Dramatiq retry sends more retries instead of max 3 that are configured #605

bvidovic1 · 2024-01-25T10:50:42Z

What OS are you using?

Running on python docker:
python:3.8-slim

What version of Dramatiq are you using?

v1.15.0

What did you do?

I have dramatiq setup to take a message from the queue and send it to relevant endpoint that performs some ML processing.
I start dramatiq with 1 process and 4 threads.

Dramatiq actor is setup like this:

@dramatiq.actor(
    **config.actors.handle_bla.params,
    time_limit=1000 * TIMEOUT,
    min_backoff=1000 * MIN_BACKOFF,
    max_backoff=1000 * MAX_BACKOFF,
    retry_when=should_retry_bla_handler,
)
def handle_bla(message: Mapping[str, Any]):

# code that does some processing and sends a post request to specific endpoint and get the result back.

Implementation of retry handler:

def should_retry_bla_handler(retries_so_far: int, exception: Exception):
    """
    Determines whether to retry processing a job based on the number of retries so far and the type of exception encountered.

    Args:
        retries_so_far (int): The number of retries attempted so far.
        exception (Exception): The exception that was raised.

    Returns:
        bool: True if processing should be retried, False otherwise.
    """
    max_retries = config.actors.handle_bla.get("max_retries", 3)
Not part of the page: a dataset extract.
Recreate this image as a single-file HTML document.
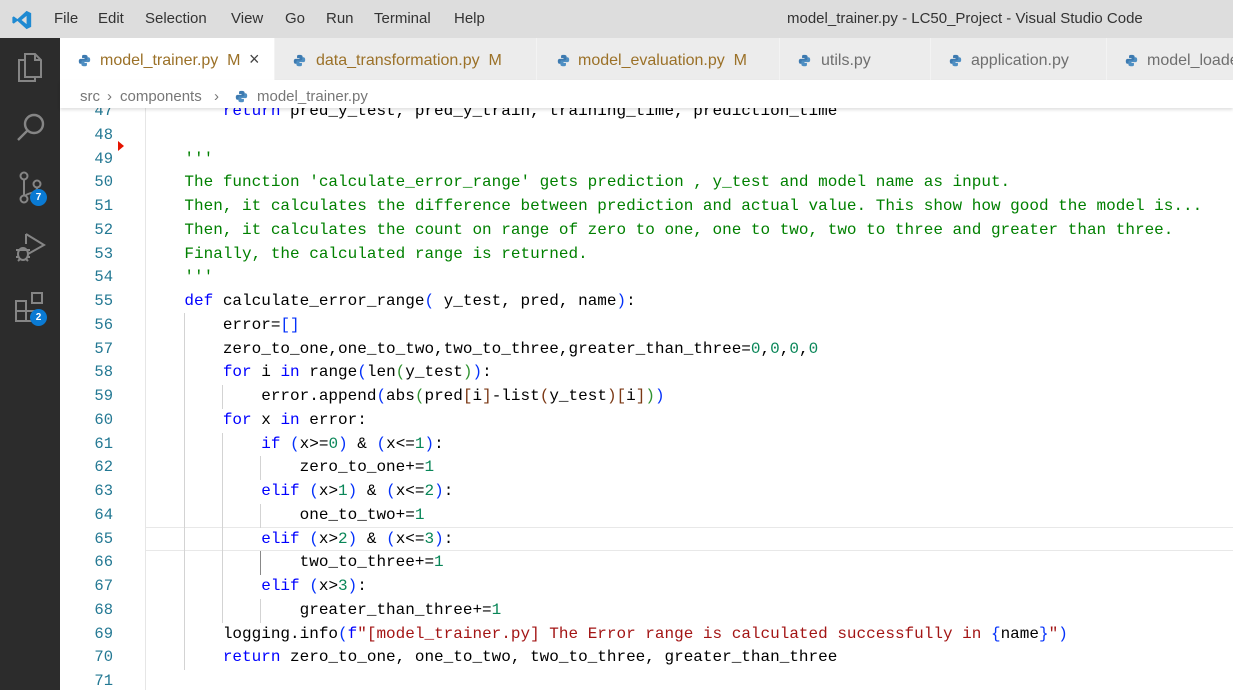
<!DOCTYPE html>
<html><head><meta charset="utf-8"><style>
*{margin:0;padding:0;box-sizing:border-box}
body{width:1233px;height:690px;overflow:hidden;background:#fff;font-family:"Liberation Sans",sans-serif;position:relative}
#title{position:absolute;left:0;top:0;width:1233px;height:38px;background:#dddddd;color:#333;font-size:15px}
#title span{position:absolute;top:10px}
#act{position:absolute;left:0;top:38px;width:60px;height:652px;background:#2c2c2c}
.badge{position:absolute;width:17px;height:17px;border-radius:50%;background:#0a7ad3;color:#fff;font-size:10px;font-weight:bold;text-align:center;line-height:17px}
#tabs{position:absolute;left:60px;top:38px;width:1173px;height:42px;background:#ececec}
.tab{position:absolute;top:0;height:42px;border-right:1px solid #f3f3f3;font-size:16px;color:#6f6f6f}
.tab .t{position:absolute;top:14px}
.tab.m .t{color:#9b7128}
.py{position:absolute;top:16px;width:13px;height:13px}
#bc{position:absolute;left:60px;top:80px;width:1173px;height:28px;background:#fff;box-shadow:0 2px 3px rgba(0,0,0,.12);z-index:5;font-size:15px;color:#777}
#bc span{position:absolute;top:8px}
#ed{position:absolute;left:60px;top:108px;width:1173px;height:582px;overflow:hidden}
.ln{position:absolute;left:0;width:53px;text-align:right;font-family:"Liberation Mono",monospace;font-size:15.5px;color:#237893;height:23.75px;line-height:23.75px}
.cl{position:absolute;left:86px;font-family:"Liberation Mono",monospace;font-size:16px;color:#000;white-space:pre;height:23.75px;line-height:23.75px}
.k{color:#0000ff}.c{color:#008000}.n{color:#098658}.s{color:#a31515}
.b1{color:#0431fa}.b2{color:#319331}.b3{color:#7b3814}
.g{position:absolute;width:1px;background:#d3d3d3}
</style></head><body>
<div id="title">
<svg style="position:absolute;left:11px;top:9px" width="22" height="22" viewBox="0 0 24 24"><path d="M17 2 L22 4.5 V19.5 L17 22 L7 13 L3 16 L1.5 15 V9 L3 8 L7 11 Z M17 7.5 L11.5 12 L17 16.5 Z" fill="#1f8ad2"/></svg>
<span style="left:54px">File</span><span style="left:98px">Edit</span><span style="left:145px">Selection</span><span style="left:231px">View</span><span style="left:285px">Go</span><span style="left:326px">Run</span><span style="left:374px">Terminal</span><span style="left:454px">Help</span>
<span style="left:787px">model_trainer.py - LC50_Project - Visual Studio Code</span>
</div>
<div id="act">
<svg style="position:absolute;left:16px;top:14px" width="28" height="34" viewBox="0 0 28 34" fill="none" stroke="#858585" stroke-width="2"><path d="M9 8 H3 V29 H19 V25"/><path d="M9 2 H19 L25 8 V25 H9 Z"/><path d="M19 2 V8 H25"/></svg>
<svg style="position:absolute;left:16px;top:74px" width="30" height="32" viewBox="0 0 30 32" fill="none" stroke="#858585" stroke-width="2.4"><circle cx="18" cy="12" r="9"/><path d="M11.5 18.5 L2 28"/></svg>
<svg style="position:absolute;left:16px;top:132px" width="28" height="36" viewBox="0 0 28 36" fill="none" stroke="#858585" stroke-width="2"><circle cx="8" cy="6" r="3.5"/><circle cx="8" cy="29" r="3.5"/><circle cx="21" cy="14" r="3.5"/><path d="M8 10 V25 M21 18 C21 24 12 22 9 26"/></svg>
<div class="badge" style="left:30px;top:151px">7</div>
<svg style="position:absolute;left:14px;top:192px" width="32" height="36" viewBox="0 0 32 36" fill="none" stroke="#858585" stroke-width="2"><path d="M12 4 L30 15 L14 24"/><path d="M12 4 V14"/><ellipse cx="9" cy="24" rx="5" ry="6"/><path d="M2 20 H16 M2 27 H5 M13 27 H16 M4 31 L6 29 M14 31 L12 29"/></svg>
<svg style="position:absolute;left:14px;top:253px" width="32" height="32" viewBox="0 0 32 32" fill="none" stroke="#858585" stroke-width="2"><path d="M2 10 H12 V30 H2 Z M2 20 H22 V30 H12"/><rect x="18" y="2" width="10" height="10"/></svg>
<div class="badge" style="left:30px;top:271px">2</div>
</div>
<div id="tabs">
<div class="tab m" style="left:0;width:215px;background:#fff"><svg class="py" style="left:18px" viewBox="0 0 16 16"><path d="M8 1C5 1 5 2 5 3v2h3v1H3C1.5 6 1 7.5 1 9s.6 3 2 3h1.5v-2c0-1.2 1-2 2-2h3.5c1 0 1.8-.8 1.8-1.8V3c0-1-1-2-3.8-2z" fill="#3d7ab0"/><path d="M8 15c3 0 3-1 3-2v-2H8v-1h5c1.5 0 2-1.5 2-3s-.6-3-2-3h-1.5v2c0 1.2-1 2-2 2H6c-1 0-1.8.8-1.8 1.8V13c0 1 1 2 3.8 2z" fill="#4f8fc3"/></svg><span class="t" style="left:40px">model_trainer.py&nbsp; M</span><span class="t" style="left:189px;color:#444;font-size:18px;top:11px">×</span></div>
<div class="tab m" style="left:215px;width:262px"><svg class="py" style="left:18px" viewBox="0 0 16 16"><path d="M8 1C5 1 5 2 5 3v2h3v1H3C1.5 6 1 7.5 1 9s.6 3 2 3h1.5v-2c0-1.2 1-2 2-2h3.5c1 0 1.8-.8 1.8-1.8V3c0-1-1-2-3.8-2z" fill="#3d7ab0"/><path d="M8 15c3 0 3-1 3-2v-2H8v-1h5c1.5 0 2-1.5 2-3s-.6-3-2-3h-1.5v2c0 1.2-1 2-2 2H6c-1 0-1.8.8-1.8 1.8V13c0 1 1 2 3.8 2z" fill="#4f8fc3"/></svg><span class="t" style="left:41px">data_transformation.py&nbsp; M</span></div>
<div class="tab m" style="left:477px;width:243px"><svg class="py" style="left:20px" viewBox="0 0 16 16"><path d="M8 1C5 1 5 2 5 3v2h3v1H3C1.5 6 1 7.5 1 9s.6 3 2 3h1.5v-2c0-1.2 1-2 2-2h3.5c1 0 1.8-.8 1.8-1.8V3c0-1-1-2-3.8-2z" fill="#3d7ab0"/><path d="M8 15c3 0 3-1 3-2v-2H8v-1h5c1.5 0 2-1.5 2-3s-.6-3-2-3h-1.5v2c0 1.2-1 2-2 2H6c-1 0-1.8.8-1.8 1.8V13c0 1 1 2 3.8 2z" fill="#4f8fc3"/></svg><span class="t" style="left:41px">model_evaluation.py&nbsp; M</span></div>
<div class="tab" style="left:720px;width:151px"><svg class="py" style="left:18px" viewBox="0 0 16 16"><path d="M8 1C5 1 5 2 5 3v2h3v1H3C1.5 6 1 7.5 1 9s.6 3 2 3h1.5v-2c0-1.2 1-2 2-2h3.5c1 0 1.8-.8 1.8-1.8V3c0-1-1-2-3.8-2z" fill="#3d7ab0"/><path d="M8 15c3 0 3-1 3-2v-2H8v-1h5c1.5 0 2-1.5 2-3s-.6-3-2-3h-1.5v2c0 1.2-1 2-2 2H6c-1 0-1.8.8-1.8 1.8V13c0 1 1 2 3.8 2z" fill="#4f8fc3"/></svg><span class="t" style="left:41px">utils.py</span></div>
<div class="tab" style="left:871px;width:176px"><svg class="py" style="left:18px" viewBox="0 0 16 16"><path d="M8 1C5 1 5 2 5 3v2h3v1H3C1.5 6 1 7.5 1 9s.6 3 2 3h1.5v-2c0-1.2 1-2 2-2h3.5c1 0 1.8-.8 1.8-1.8V3c0-1-1-2-3.8-2z" fill="#3d7ab0"/><path d="M8 15c3 0 3-1 3-2v-2H8v-1h5c1.5 0 2-1.5 2-3s-.6-3-2-3h-1.5v2c0 1.2-1 2-2 2H6c-1 0-1.8.8-1.8 1.8V13c0 1 1 2 3.8 2z" fill="#4f8fc3"/></svg><span class="t" style="left:40px">application.py</span></div>
<div class="tab" style="left:1047px;width:200px"><svg class="py" style="left:18px" viewBox="0 0 16 16"><path d="M8 1C5 1 5 2 5 3v2h3v1H3C1.5 6 1 7.5 1 9s.6 3 2 3h1.5v-2c0-1.2 1-2 2-2h3.5c1 0 1.8-.8 1.8-1.8V3c0-1-1-2-3.8-2z" fill="#3d7ab0"/><path d="M8 15c3 0 3-1 3-2v-2H8v-1h5c1.5 0 2-1.5 2-3s-.6-3-2-3h-1.5v2c0 1.2-1 2-2 2H6c-1 0-1.8.8-1.8 1.8V13c0 1 1 2 3.8 2z" fill="#4f8fc3"/></svg><span class="t" style="left:40px">model_loader.py</span></div>
</div>
<div id="bc"><span style="left:20px">src</span><span style="left:47px">›</span><span style="left:60px">components</span><span style="left:154px">›</span><svg style="position:absolute;left:175px;top:10px" width="13" height="13" viewBox="0 0 16 16"><path d="M8 1C5 1 5 2 5 3v2h3v1H3C1.5 6 1 7.5 1 9s.6 3 2 3h1.5v-2c0-1.2 1-2 2-2h3.5c1 0 1.8-.8 1.8-1.8V3c0-1-1-2-3.8-2z" fill="#3d7ab0"/><path d="M8 15c3 0 3-1 3-2v-2H8v-1h5c1.5 0 2-1.5 2-3s-.6-3-2-3h-1.5v2c0 1.2-1 2-2 2H6c-1 0-1.8.8-1.8 1.8V13c0 1 1 2 3.8 2z" fill="#4f8fc3"/></svg><span style="left:197px">model_trainer.py</span></div>
<div id="ed">
<div style="position:absolute;left:85px;top:0;width:1px;height:582px;background:#e6e6e6"></div>
<div style="position:absolute;left:86px;top:419px;width:1087px;height:24px;border-top:1px solid #e8e8e8;border-bottom:1px solid #e8e8e8"></div>
<div style="position:absolute;left:58px;top:33px;width:0;height:0;border-top:5px solid transparent;border-bottom:5px solid transparent;border-left:6px solid #e51400"></div>
<div class="g" style="left:124px;top:205px;height:357px"></div>
<div class="g" style="left:162px;top:277px;height:24px"></div>
<div class="g" style="left:162px;top:325px;height:190px"></div>
<div class="g" style="left:200px;top:348px;height:24px"></div>
<div class="g" style="left:200px;top:396px;height:24px"></div>
<div class="g" style="left:200px;top:443px;height:24px;background:#888"></div>
<div class="g" style="left:200px;top:491px;height:24px"></div>
<div id="lines"></div>
</div>
<script>
var L=[
[47,'        <span class="k">return</span> pred_y_test, pred_y_train, training_time, prediction_time'],
[48,''],
[49,'    <span class="c">\'\'\'</span>'],
[50,'    <span class="c">The function \'calculate_error_range\' gets prediction , y_test and model name as input.</span>'],
[51,'    <span class="c">Then, it calculates the difference between prediction and actual value. This show how good the model is...</span>'],
[52,'    <span class="c">Then, it calculates the count on range of zero to one, one to two, two to three and greater than three.</span>'],
[53,'    <span class="c">Finally, the calculated range is returned.</span>'],
[54,'    <span class="c">\'\'\'</span>'],
[55,'    <span class="k">def</span> calculate_error_range<span class="b1">(</span> y_test, pred, name<span class="b1">)</span>:'],
[56,'        error=<span class="b1">[]</span>'],
[57,'        zero_to_one,one_to_two,two_to_three,greater_than_three=<span class="n">0</span>,<span class="n">0</span>,<span class="n">0</span>,<span class="n">0</span>'],
[58,'        <span class="k">for</span> i <span class="k">in</span> range<span class="b1">(</span>len<span class="b2">(</span>y_test<span class="b2">)</span><span class="b1">)</span>:'],
[59,'            error.append<span class="b1">(</span>abs<span class="b2">(</span>pred<span class="b3">[</span>i<span class="b3">]</span>-list<span class="b3">(</span>y_test<span class="b3">)</span><span class="b3">[</span>i<span class="b3">]</span><span class="b2">)</span><span class="b1">)</span>'],
[60,'        <span class="k">for</span> x <span class="k">in</span> error:'],
[61,'            <span class="k">if</span> <span class="b1">(</span>x>=<span class="n">0</span><span class="b1">)</span> &amp; <span class="b1">(</span>x&lt;=<span class="n">1</span><span class="b1">)</span>:'],
[62,'                zero_to_one+=<span class="n">1</span>'],
[63,'            <span class="k">elif</span> <span class="b1">(</span>x><span class="n">1</span><span class="b1">)</span> &amp; <span class="b1">(</span>x&lt;=<span class="n">2</span><span class="b1">)</span>:'],
[64,'                one_to_two+=<span class="n">1</span>'],
[65,'            <span class="k">elif</span> <span class="b1">(</span>x><span class="n">2</span><span class="b1">)</span> &amp; <span class="b1">(</span>x&lt;=<span class="n">3</span><span class="b1">)</span>:'],
[66,'                two_to_three+=<span class="n">1</span>'],
[67,'            <span class="k">elif</span> <span class="b1">(</span>x><span class="n">3</span><span class="b1">)</span>:'],
[68,'                greater_than_three+=<span class="n">1</span>'],
[69,'        logging.info<span class="b1">(</span><span class="k">f</span><span class="s">"[model_trainer.py] The Error range is calculated successfully in </span><span class="b1">{</span>name<span class="b1">}</span><span class="s">"</span><span class="b1">)</span>'],
[70,'        <span class="k">return</span> zero_to_one, one_to_two, two_to_three, greater_than_three'],
[71,'']];
var h='';
L.forEach(function(l){var t=-8+(l[0]-47)*23.75;
h+='<div class="ln" style="top:'+t+'px">'+l[0]+'</div><div class="cl" style="top:'+t+'px">'+l[1]+'</div>';});
document.getElementById('lines').innerHTML=h;
</script>
</body></html>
    logger.info(f"Attempted retries so far: {retries_so_far}")
    if retries_so_far >= max_retries:
        logger.error(f"Max number of job retries exceeded ({max_retries})")
        return False

    # When an invalid message is passed, we do not want to retry processing
    if isinstance(
        exception,
        (
            InvalidMessagePayloadError,
            InvalidProcessingRequestError,
        ),
    ):
        logger.error(f"Invalid job processing arguments provided: {exception}")
        return False
    # When there is a document mismatch between request and response we do not want to retry processing
    elif isinstance(
        exception,
        DocumentsMismatchInResponse,
    ):
        logger.error(f"Documents in response vs documents sent mismatch: {exception}")
        return False
    elif isinstance(
        exception,
        ConfigurationError,
    ):
        logger.error(f"Missing ML endpoint in configuration: {exception}")
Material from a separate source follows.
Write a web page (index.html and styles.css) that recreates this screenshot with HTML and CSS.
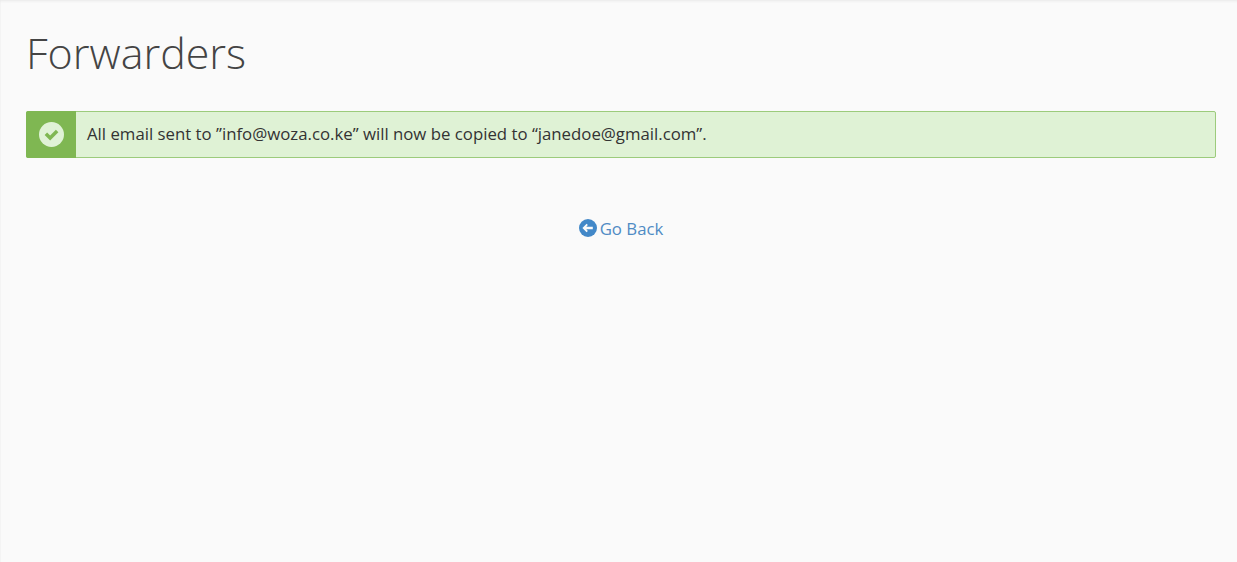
FILE: index.html
```html
<!DOCTYPE html>
<html lang="en">
<head>
<meta charset="utf-8">
<title>Forwarders</title>
<link rel="stylesheet" href="styles.css">
</head>
<body>
<main class="page">
  <h1 class="title">Forwarders</h1>
  <div class="alert">
    <div class="alert-icon">
      <svg class="icon" viewBox="0 0 24 24" width="25" height="25" aria-hidden="true"><circle cx="12" cy="12" r="12" fill="#e0f2d6"/><path d="M5.4 12.5l2.4-2.4 2.9 2.9 5.5-5.5 2.4 2.4-7.9 7.9z" fill="#7fb752"/></svg>
    </div>
    <div class="alert-text">All email sent to ”info@woza.co.ke” will now be copied to “janedoe@gmail.com”.</div>
  </div>
  <div class="back">
    <a class="back-link" href="#">
      <svg class="back-icon" viewBox="0 0 18 18" width="18" height="18" aria-hidden="true"><circle cx="9" cy="9" r="9" fill="#4288c8"/><path d="M3.4 9l4.2-4.2 1.3 1.3-1.6 1.6h6.5v2.6H7.3l1.6 1.6-1.3 1.3z" fill="#fafafa"/></svg>
      <span>Go Back</span>
    </a>
  </div>
</main>
</body>
</html>
```
FILE: styles.css
```css
html, body {
  margin: 0;
  height: 100%;
}
body {
  background: #fafafa;
  font-family: "Open Sans", sans-serif;
  color: #333;
  overflow: hidden;
}
.page {
  box-sizing: border-box;
  height: 562px;
  padding: 0 21px 0 26px;
  box-shadow: inset 0 3px 3px -2px #e8e8e8, inset 1px 0 0 #f4f4f4;
}
.title {
  margin: 0;
  padding-top: 25px;
  font-size: 43px;
  line-height: 56px;
  font-weight: 300;
  color: #444;
}
.alert {
  display: flex;
  height: 47px;
  box-sizing: border-box;
  margin-top: 30px;
  border: 1px solid #9ccb7c;
  border-radius: 2px;
  background: #dff2d5;
}
.alert-icon {
  width: 50px;
  margin: -1px 0 -1px -1px;
  flex: none;
  background: #7fb752;
  border-radius: 2px 0 0 2px;
  display: flex;
  align-items: center;
  justify-content: center;
}
.icon { display: block; }
.alert-text {
  padding-left: 11px;
  font-size: 16.8px;
  line-height: 44px;
  color: #333;
  white-space: nowrap;
}
.back {
  margin-top: 59px;
  display: flex;
  justify-content: center;
}
.back-link {
  display: flex;
  align-items: center;
  gap: 3px;
  font-size: 16.8px;
  line-height: 24px;
  color: #4f8bc4;
  text-decoration: none;
}
.back-icon { display: block; margin-top: -3px; }
```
    if isinstance(exception, ServiceRequestHandlingError):
        logger.warning("Encountered issue while handling processing request - retrying...")

    return True

What did you expect would happen?

I expect retry to be tried 3 times and if unsuccessful it should exit.

What happened?

Firstly what happens is I receive a message that 2 retries will be tried in a specific amount of milliseconds based on the min_backoff and max_backoff variables. Why 2 right away? Why not 1 by 1 sequentially?
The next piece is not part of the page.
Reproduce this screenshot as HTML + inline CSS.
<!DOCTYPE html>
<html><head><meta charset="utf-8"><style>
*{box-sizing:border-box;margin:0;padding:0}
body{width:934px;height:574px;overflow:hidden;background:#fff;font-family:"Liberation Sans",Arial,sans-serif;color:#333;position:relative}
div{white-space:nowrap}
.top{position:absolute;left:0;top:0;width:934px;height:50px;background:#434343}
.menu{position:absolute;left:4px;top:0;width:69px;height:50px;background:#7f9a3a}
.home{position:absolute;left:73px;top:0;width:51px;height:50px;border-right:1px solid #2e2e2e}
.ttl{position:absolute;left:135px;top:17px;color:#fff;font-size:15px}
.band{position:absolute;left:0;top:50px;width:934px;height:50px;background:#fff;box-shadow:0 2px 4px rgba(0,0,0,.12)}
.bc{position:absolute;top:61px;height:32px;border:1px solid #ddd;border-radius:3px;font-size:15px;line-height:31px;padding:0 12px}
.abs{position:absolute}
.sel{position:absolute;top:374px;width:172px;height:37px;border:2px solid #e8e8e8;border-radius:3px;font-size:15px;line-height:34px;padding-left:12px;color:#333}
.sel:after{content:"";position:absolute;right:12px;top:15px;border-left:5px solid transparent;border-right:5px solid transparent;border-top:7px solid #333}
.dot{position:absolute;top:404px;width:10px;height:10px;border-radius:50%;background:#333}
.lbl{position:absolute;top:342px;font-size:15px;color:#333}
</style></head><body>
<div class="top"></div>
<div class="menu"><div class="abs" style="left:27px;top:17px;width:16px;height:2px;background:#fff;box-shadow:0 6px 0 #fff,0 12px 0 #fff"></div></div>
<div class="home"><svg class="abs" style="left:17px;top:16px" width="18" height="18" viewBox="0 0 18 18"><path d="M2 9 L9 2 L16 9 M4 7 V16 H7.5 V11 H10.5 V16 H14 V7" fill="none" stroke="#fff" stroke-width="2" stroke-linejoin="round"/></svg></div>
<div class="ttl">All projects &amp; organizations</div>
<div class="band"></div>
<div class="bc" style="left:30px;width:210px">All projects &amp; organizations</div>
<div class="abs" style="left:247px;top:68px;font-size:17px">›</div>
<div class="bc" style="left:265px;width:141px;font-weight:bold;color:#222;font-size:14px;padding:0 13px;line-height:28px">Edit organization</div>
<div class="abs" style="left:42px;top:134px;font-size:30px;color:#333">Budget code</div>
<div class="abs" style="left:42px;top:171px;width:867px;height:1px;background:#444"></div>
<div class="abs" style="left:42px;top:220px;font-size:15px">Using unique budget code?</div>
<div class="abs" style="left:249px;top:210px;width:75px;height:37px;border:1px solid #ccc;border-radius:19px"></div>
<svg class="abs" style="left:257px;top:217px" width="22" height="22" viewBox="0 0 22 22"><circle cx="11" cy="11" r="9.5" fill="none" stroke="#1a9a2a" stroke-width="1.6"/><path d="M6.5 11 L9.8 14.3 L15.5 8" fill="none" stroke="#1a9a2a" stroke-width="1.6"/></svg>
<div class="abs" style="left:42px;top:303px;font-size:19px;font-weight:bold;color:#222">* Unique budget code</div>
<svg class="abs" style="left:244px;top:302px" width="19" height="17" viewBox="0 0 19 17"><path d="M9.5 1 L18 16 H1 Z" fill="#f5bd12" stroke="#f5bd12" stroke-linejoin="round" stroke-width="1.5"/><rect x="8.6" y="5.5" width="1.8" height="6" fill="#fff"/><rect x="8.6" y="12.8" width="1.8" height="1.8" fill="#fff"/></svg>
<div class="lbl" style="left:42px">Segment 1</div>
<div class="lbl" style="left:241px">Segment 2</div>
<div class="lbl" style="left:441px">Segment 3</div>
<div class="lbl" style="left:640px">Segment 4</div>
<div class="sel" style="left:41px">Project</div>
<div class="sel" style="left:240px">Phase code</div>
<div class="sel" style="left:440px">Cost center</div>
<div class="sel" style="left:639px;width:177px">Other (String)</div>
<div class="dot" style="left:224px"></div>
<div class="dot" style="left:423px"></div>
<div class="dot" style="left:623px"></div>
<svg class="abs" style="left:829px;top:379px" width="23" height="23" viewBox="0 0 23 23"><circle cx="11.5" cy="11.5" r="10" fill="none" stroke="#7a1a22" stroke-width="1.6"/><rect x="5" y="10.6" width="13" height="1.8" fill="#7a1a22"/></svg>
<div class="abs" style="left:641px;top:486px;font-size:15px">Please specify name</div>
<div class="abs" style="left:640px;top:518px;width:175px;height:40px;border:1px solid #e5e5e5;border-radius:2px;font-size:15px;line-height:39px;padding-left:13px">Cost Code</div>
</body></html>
Secondly, request retry happens more times (6,7,8 times) even though max is 3. This is causing a problem for my service, because it sends multiple requests towards the endpoint and clogs the workers there with same request. Is this happening because threads are used? Should I add some kind of threading lock mechanism?

Thanks in advance for any guidance.

The text was updated successfully, but these errors were encountered:

kitahkitah · 2025-01-31T17:30:05Z

@bvidovic1 , Hi, have you found a solution on this issue?

bvidovic1 · 2025-01-31T19:15:53Z

@kitahkitah

I rewrote retry handler logic, added custom intervals and changed a way a bit how/when retry is trigerred.

If you need it, I can share code snippet when I am at my desk.

kitahkitah · 2025-01-31T19:19:30Z

@bvidovic1 , that would be very kind of you, thank you!

bvidovic1 · 2025-02-03T12:59:10Z

@kitahkitah

This is my retry method and how I use it in the actor. It is customized to check certain job id and some other stuff but you will get the idea. Head up that version I am using is 1.16.0 and this has been running for a year or so now successfully. I haven't had time to uplift or check if anything has improved recently.

custom retry:

def handle_retry(
    job_id: str,
    e: Exception,
    backoff_values: Dict[int, int],
    error_msg: str,
) -> None:
    """
    Handle exceptions raised during a request to the ML service by managing retries and delays.

    Args:
        job_id (str): The ID of the job being processed.
        e (Exception): The exception raised during the request.
        backoff_values (dict[int, int]): A dictionary mapping retry counts to corresponding backoff delays.
        error_msg (str): A descriptive error message associated with the exception.

    Raises:
        ServiceRequestHandlingError: If the number of retries so far is not in the predefined backoff values.
        dramatiq.errors.Retry: If the exception should trigger a retry with a specified delay.

    Notes:
        This method logs information about the message, retries, and backoff.

    Example:
        try:
            # Code that may raise requests.exceptions.RequestException
        except requests.exceptions.RequestException as e:
            backoff_values = {
                0: 5_000,   # backoff before first retry - 5 seconds
                1: 10_000,  # backoff before second retry - 10 seconds
                2: 60_000,  # backoff before third retry - 60 seconds
            }
            handle_retry(e, backoff_values, "Error in ML service request")
    """
    msg: dramatiq.Message = dramatiq.middleware.CurrentMessage.get_current_message()
    logger.debug(f"Message info:\n{msg.options}")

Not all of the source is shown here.